"""
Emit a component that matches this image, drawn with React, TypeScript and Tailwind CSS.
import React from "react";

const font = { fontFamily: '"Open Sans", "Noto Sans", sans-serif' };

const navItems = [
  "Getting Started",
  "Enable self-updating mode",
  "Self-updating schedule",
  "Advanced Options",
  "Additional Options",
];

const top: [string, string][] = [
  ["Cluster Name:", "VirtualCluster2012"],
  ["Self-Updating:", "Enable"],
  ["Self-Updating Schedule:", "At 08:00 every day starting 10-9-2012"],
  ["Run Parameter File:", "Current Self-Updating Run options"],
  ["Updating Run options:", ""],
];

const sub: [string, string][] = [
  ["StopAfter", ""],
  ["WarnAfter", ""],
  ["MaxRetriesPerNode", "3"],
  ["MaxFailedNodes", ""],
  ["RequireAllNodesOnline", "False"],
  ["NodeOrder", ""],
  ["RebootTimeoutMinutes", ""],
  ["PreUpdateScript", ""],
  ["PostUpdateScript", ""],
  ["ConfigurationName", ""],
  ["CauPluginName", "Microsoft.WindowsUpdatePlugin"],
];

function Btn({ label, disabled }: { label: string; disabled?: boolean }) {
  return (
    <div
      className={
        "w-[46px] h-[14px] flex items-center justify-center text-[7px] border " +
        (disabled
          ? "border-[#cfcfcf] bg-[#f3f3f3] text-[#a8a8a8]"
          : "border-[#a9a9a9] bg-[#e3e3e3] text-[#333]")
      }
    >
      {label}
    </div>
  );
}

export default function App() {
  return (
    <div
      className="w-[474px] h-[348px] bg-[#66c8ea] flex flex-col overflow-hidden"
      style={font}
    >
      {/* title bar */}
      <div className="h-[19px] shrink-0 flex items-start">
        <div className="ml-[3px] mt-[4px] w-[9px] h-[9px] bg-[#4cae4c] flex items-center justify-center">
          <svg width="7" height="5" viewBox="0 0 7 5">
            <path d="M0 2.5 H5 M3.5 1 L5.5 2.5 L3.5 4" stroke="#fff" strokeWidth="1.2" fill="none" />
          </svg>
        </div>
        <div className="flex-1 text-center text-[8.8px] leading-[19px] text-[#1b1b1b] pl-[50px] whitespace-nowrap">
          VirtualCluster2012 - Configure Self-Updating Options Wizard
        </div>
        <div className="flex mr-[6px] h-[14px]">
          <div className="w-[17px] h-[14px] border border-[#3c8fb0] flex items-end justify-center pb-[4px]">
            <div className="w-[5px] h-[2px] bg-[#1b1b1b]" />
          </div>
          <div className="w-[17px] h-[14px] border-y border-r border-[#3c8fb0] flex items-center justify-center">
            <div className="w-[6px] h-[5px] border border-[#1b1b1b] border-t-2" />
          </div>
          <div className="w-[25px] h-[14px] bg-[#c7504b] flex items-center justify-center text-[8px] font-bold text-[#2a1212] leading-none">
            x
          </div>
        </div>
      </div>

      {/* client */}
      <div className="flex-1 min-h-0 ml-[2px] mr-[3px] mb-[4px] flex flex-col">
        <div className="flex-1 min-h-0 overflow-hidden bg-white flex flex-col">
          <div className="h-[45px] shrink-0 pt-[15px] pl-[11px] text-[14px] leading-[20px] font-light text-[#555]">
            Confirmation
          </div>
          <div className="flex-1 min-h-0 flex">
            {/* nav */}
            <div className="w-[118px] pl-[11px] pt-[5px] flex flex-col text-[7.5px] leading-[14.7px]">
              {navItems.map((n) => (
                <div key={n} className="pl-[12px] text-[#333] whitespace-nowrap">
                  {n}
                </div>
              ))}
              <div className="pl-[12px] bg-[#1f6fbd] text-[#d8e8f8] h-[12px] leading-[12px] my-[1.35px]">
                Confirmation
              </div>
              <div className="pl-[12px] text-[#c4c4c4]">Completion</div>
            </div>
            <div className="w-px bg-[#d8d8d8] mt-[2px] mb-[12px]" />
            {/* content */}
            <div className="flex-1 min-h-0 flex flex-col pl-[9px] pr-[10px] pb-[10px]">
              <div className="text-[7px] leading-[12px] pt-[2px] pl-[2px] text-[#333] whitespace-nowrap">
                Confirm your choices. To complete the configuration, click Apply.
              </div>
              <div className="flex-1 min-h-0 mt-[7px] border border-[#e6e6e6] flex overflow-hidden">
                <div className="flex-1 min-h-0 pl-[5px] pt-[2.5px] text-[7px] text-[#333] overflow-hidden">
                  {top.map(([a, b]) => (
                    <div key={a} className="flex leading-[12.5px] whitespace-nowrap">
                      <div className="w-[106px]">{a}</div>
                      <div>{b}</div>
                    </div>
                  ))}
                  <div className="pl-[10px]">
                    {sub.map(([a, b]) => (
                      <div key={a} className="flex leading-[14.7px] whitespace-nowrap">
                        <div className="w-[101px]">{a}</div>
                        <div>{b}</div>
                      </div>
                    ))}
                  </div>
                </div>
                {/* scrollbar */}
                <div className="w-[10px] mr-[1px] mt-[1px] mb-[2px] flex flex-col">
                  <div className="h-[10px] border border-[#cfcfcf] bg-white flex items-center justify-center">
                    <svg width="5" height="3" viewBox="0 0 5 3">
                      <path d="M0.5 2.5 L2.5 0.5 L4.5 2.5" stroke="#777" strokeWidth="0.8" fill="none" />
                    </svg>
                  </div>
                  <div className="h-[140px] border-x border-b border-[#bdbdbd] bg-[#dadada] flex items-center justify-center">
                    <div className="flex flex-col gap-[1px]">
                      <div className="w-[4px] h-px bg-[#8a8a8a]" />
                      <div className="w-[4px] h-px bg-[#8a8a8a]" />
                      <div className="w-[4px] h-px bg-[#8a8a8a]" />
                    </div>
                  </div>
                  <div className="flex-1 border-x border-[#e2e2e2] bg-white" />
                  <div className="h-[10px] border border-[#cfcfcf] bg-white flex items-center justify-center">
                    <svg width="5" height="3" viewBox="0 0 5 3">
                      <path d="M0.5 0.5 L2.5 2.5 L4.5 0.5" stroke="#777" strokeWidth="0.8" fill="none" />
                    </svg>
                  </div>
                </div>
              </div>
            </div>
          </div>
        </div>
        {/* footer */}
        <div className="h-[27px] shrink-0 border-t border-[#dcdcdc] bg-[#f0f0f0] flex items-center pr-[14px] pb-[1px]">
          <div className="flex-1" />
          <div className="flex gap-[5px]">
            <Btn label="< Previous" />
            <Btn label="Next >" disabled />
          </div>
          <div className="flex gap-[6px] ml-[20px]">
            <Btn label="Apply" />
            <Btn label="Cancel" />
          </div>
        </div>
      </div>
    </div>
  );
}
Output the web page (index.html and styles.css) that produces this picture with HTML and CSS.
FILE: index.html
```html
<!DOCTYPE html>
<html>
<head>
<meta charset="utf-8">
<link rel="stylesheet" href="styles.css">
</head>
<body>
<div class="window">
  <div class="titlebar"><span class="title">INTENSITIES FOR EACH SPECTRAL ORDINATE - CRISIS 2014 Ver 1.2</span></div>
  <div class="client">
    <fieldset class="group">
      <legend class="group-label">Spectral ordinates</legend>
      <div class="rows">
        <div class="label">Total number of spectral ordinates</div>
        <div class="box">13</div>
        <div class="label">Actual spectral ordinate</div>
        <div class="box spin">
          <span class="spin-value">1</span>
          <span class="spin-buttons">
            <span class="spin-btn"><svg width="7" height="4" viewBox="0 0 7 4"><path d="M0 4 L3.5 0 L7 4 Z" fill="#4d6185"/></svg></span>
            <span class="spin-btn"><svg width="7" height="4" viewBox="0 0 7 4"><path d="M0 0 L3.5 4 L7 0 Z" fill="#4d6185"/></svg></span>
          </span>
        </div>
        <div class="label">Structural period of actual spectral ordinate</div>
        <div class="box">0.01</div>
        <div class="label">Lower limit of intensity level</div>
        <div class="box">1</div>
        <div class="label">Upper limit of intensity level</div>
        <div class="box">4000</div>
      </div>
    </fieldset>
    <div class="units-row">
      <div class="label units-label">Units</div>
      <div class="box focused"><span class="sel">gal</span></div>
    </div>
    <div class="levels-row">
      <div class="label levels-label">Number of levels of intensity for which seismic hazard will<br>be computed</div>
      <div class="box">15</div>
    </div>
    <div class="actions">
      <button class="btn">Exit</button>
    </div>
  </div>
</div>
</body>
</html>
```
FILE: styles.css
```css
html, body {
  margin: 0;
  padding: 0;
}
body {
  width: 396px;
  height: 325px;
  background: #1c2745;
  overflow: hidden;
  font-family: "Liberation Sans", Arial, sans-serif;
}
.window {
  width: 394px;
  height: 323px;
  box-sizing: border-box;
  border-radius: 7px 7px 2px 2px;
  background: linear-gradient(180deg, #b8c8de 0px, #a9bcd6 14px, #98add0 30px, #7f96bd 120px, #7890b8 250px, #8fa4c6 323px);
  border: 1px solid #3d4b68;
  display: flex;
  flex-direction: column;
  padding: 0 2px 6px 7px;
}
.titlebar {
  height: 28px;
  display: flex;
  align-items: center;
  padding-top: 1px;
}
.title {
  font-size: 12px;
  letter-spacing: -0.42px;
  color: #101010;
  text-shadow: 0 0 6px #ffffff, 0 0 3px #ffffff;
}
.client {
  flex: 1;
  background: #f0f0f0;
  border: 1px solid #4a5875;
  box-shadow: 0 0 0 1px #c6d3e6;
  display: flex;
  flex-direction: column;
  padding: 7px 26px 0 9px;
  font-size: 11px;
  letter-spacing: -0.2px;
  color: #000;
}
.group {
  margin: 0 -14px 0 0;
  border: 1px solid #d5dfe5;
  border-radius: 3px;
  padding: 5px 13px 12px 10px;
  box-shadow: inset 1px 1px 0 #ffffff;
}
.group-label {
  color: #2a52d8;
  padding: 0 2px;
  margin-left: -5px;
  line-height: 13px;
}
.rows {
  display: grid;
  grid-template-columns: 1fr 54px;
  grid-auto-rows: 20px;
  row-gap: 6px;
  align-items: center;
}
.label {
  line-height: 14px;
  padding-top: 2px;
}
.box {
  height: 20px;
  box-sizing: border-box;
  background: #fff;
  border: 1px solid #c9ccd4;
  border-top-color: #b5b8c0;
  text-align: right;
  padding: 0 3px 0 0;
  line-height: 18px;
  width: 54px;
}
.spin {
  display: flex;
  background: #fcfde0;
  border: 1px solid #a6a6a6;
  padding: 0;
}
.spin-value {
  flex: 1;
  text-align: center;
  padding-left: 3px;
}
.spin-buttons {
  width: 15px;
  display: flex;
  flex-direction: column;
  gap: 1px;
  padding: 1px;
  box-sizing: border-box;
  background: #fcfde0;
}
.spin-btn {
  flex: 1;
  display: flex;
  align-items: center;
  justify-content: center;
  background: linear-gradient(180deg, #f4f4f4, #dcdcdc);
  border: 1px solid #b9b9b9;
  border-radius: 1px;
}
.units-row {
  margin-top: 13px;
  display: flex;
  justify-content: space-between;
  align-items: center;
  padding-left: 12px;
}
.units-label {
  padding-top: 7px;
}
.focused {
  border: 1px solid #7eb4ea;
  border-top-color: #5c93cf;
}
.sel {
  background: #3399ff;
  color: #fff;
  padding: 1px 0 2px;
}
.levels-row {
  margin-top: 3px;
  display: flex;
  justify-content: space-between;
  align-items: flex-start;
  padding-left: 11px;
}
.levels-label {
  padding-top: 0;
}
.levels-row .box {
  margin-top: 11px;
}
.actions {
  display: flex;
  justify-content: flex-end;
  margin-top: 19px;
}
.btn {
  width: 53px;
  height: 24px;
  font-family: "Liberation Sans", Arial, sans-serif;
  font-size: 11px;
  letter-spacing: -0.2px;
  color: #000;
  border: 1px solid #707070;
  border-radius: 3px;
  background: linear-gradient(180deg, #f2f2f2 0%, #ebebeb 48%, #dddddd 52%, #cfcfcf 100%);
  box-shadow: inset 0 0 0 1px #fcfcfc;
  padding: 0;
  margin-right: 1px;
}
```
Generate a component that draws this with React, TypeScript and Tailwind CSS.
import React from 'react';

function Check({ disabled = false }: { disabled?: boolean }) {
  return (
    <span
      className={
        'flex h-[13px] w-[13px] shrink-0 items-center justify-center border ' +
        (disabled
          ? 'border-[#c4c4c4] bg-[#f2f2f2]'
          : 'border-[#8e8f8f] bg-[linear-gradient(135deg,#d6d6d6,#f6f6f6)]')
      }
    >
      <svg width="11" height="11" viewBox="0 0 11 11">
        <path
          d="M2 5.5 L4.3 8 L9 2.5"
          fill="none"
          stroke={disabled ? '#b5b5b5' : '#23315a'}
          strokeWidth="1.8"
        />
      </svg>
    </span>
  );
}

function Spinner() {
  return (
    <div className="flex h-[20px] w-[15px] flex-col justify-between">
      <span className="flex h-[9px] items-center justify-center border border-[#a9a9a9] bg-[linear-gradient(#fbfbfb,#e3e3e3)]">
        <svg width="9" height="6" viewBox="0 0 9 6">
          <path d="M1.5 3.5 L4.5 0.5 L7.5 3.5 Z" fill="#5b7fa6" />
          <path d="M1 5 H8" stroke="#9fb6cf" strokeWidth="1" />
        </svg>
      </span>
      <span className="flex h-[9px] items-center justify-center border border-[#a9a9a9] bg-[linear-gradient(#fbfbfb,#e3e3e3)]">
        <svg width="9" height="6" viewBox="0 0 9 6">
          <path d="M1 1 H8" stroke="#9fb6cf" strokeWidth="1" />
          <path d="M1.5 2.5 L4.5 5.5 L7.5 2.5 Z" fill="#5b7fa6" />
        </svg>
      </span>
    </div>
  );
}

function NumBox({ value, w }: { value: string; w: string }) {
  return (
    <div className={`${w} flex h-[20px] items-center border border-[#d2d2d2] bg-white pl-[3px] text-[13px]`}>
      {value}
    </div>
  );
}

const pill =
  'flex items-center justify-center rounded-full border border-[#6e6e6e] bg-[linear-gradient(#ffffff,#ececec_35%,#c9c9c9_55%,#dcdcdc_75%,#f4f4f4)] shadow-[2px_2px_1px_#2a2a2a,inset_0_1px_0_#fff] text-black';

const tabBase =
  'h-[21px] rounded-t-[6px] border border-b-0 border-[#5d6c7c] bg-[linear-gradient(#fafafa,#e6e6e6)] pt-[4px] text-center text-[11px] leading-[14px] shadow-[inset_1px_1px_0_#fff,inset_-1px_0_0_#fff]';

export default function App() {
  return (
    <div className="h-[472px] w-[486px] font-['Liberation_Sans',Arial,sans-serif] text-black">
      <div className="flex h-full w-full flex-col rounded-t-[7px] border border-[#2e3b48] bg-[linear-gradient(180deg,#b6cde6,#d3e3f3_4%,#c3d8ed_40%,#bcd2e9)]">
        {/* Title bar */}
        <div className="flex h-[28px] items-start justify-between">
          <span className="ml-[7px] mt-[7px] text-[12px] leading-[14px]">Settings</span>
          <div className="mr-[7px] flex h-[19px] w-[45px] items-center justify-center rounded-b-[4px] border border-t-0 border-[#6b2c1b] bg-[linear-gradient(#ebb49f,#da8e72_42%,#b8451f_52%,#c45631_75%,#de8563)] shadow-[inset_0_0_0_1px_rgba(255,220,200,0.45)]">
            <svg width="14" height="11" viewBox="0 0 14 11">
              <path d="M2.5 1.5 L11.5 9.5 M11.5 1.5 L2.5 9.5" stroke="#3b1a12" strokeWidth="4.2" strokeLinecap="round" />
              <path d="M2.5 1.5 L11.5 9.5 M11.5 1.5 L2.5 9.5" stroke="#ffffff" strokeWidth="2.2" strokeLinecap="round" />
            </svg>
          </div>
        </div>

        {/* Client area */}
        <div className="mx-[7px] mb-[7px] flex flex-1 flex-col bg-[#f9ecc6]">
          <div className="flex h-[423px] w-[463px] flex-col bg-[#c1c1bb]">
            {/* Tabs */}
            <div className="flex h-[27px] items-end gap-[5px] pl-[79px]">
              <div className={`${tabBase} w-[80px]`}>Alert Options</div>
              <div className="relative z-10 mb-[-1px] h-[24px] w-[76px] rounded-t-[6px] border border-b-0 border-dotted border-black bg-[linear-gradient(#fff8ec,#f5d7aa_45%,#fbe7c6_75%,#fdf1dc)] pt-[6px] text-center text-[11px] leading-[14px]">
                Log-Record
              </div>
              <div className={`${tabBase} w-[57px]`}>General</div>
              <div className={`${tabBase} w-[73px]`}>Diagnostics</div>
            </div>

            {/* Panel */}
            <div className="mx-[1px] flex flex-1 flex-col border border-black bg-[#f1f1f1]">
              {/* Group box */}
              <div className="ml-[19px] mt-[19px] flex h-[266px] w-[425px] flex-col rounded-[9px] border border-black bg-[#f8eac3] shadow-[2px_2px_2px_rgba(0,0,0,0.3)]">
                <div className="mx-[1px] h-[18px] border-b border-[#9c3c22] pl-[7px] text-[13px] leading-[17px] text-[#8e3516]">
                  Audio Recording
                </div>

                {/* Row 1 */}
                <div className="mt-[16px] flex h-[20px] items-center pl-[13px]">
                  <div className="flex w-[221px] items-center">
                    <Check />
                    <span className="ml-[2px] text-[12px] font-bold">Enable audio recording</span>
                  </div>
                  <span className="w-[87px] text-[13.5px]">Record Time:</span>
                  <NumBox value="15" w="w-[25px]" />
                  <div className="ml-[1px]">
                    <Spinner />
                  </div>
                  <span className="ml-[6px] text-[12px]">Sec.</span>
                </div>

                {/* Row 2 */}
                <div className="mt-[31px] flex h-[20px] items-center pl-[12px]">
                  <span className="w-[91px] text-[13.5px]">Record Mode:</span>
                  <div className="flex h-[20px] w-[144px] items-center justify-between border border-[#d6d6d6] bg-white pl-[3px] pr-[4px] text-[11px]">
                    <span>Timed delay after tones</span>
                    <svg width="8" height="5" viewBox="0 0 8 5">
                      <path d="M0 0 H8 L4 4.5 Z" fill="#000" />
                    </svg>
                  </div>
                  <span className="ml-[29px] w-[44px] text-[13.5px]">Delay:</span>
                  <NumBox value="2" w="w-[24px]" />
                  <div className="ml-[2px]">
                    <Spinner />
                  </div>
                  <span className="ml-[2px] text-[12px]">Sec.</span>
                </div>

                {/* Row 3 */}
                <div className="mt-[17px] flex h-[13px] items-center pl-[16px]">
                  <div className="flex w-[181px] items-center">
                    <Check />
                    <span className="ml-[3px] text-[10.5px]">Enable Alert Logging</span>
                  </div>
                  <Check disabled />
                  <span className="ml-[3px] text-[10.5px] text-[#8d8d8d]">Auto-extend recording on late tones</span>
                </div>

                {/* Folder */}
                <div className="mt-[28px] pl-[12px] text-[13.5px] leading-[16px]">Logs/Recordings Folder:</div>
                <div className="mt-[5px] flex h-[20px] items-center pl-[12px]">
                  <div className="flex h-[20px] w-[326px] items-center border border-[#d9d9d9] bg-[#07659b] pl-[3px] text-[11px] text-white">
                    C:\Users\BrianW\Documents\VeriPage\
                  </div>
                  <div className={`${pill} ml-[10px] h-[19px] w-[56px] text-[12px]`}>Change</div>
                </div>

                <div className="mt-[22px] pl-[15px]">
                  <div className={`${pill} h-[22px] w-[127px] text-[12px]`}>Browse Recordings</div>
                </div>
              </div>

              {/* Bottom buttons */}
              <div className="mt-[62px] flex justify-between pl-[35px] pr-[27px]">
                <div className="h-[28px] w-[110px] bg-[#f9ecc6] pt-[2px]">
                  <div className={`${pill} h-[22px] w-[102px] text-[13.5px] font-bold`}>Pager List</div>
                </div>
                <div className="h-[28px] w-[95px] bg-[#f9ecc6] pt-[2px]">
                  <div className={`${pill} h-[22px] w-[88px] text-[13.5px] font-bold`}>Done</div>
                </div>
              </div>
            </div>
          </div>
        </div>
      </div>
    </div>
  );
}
"""
§ **TO DO**:
Establish how many lines of the material above hold the word "Tailwind". Nothing but the count should be returned.

§ **IN RESPONSE**:
2